Risk mitigation should include parallel reporting where needed, master data governance, interface observability, role-based access design, rollback criteria and blackout period planning around seasonal peaks. Security and compliance cannot be deferred to the end of the program. Identity and Access Management, segregation of duties, auditability and data retention policies should be designed into the transition architecture from the start. For coexistence, the main risk is not only technical failure but governance drift: if no one owns process boundaries, duplicate approvals and inconsistent data definitions become normalized.
- Define a target operating model before selecting the transition sequence.
- Treat APIs, data ownership and exception handling as board-visible risk controls, not integration details.
- Set explicit legacy retirement dates in coexistence programs to prevent indefinite overlap.
- Protect peak trading periods by aligning cutovers with retail calendar realities, not only project milestones.
Common mistakes in retail ERP transformation planning
The first common mistake is evaluating ERP platforms without evaluating transition architecture. A platform may fit the target state well but still be the wrong first move if the enterprise lacks integration readiness or change capacity. The second mistake is assuming coexistence is automatically lower risk. It often lowers immediate disruption, but it can increase medium-term complexity, support cost and control fragmentation. The third mistake is underestimating data governance. In retail, product, supplier, pricing, customer and inventory data inconsistencies quickly undermine analytics, replenishment and margin visibility.

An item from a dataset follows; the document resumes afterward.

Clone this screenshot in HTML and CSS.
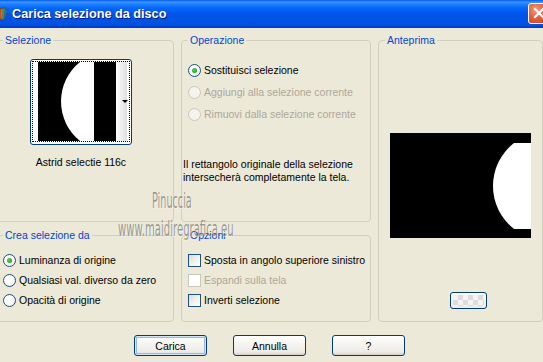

Another frequent error is over-customizing the target platform to mimic legacy behavior. That approach preserves old complexity while sacrificing upgradeability. Odoo ERP, like any modern platform, delivers more value when process redesign is intentional and extensions are governed. Enterprises should also avoid treating hosting as a commodity decision. Managed operations, backup strategy, observability, patching discipline and incident ownership materially affect business continuity. This is one area where a partner-first provider such as SysGenPro can add value naturally, particularly for ERP partners and MSPs that need White-label ERP platform support and Managed Cloud Services without losing client ownership.

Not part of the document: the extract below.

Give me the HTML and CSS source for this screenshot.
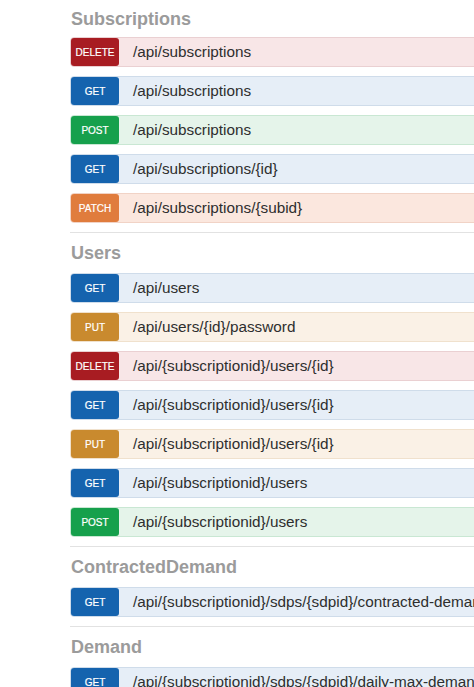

Best practices for platform comparison and executive governance
| Evaluation dimension | Questions to ask | Why it matters in migration | Why it matters in coexistence |
|---|---|---|---|
| Business capability fit | Which retail processes improve materially in year one? | Determines whether full replacement is justified | Determines which domains should modernize first |
| Integration architecture | Are APIs, event flows and data ownership clearly defined? | Critical for cutover and downstream continuity | Critical for sustained multi-system operations |
| Governance and controls | How are approvals, audit trails and access policies enforced? | Needed to stabilize the new core quickly | Needed to prevent fragmented controls across systems |
| Scalability and operations | Can the deployment model support peak retail demand and supportability? | Important for enterprise-wide adoption after go-live | Important because multiple platforms may peak simultaneously |
| Commercial model | How do licensing, hosting and support costs change over three to five years? | Validates simplification economics | Exposes overlap cost and retirement discipline |
| Partner delivery model | Who owns implementation, cloud operations and ongoing optimization? | Reduces accountability gaps after migration | Essential when multiple vendors and systems coexist |
Executive governance should include a steering model that links architecture decisions to business outcomes. That means tracking not only project milestones but also inventory accuracy, order cycle time, warehouse productivity, close cycle duration, support ticket trends and user adoption quality. Business Intelligence and Analytics should be used to validate whether the chosen transition model is actually improving operational performance. If the enterprise is pursuing AI-assisted ERP capabilities, leaders should first ensure data quality, process consistency and governance maturity; otherwise AI simply accelerates poor decisions.
Future trends shaping the migration versus coexistence decision
Retail ERP transformation is moving toward composable operating models, where enterprises modernize by capability rather than by monolithic replacement alone. This trend favors coexistence in the short term because organizations want faster value from workflow automation, analytics and customer-facing improvements. At the same time, cost pressure and governance demands continue to favor migration in the long term because duplicated systems and controls are difficult to justify indefinitely. The likely pattern is not permanent coexistence, but planned coexistence with explicit retirement architecture.
Cloud ERP adoption will continue to increase, but deployment preferences will remain mixed. Some retailers will prefer SaaS for speed and standardization, while others will use Private Cloud, Dedicated Cloud or Managed Cloud to meet control, integration or performance requirements. AI-assisted ERP will become more relevant in forecasting, exception management, service workflows and analytics, but only where governance, security and data stewardship are mature. Enterprises that combine modernization discipline with strong partner ecosystems will be better positioned than those that treat ERP transformation as a one-time software purchase.
Executive Conclusion
For enterprise retail transformation planning, migration and coexistence are both valid strategies when matched to the right business context. Migration is usually stronger when the organization needs simplification, standardization and a decisive break from costly legacy complexity. Coexistence is usually stronger when operational continuity, phased change and selective modernization are more important than immediate consolidation. The wrong choice is not choosing one model over the other; it is choosing without a clear view of process criticality, integration maturity, governance capacity and long-term retirement economics.
Odoo ERP should be evaluated as a flexible modernization platform that can support either path, especially where modular rollout, business process optimization and partner-led delivery are priorities. Enterprises should assess not only application fit but also deployment model, licensing structure, support accountability and cloud operating model. For partners, MSPs and system integrators, a provider such as SysGenPro can be relevant where White-label ERP platform support and Managed Cloud Services help reduce delivery friction while preserving partner relationships. The executive recommendation is straightforward: decide the transition model first, validate the business case with TCO and governance assumptions, and only then finalize the platform roadmap.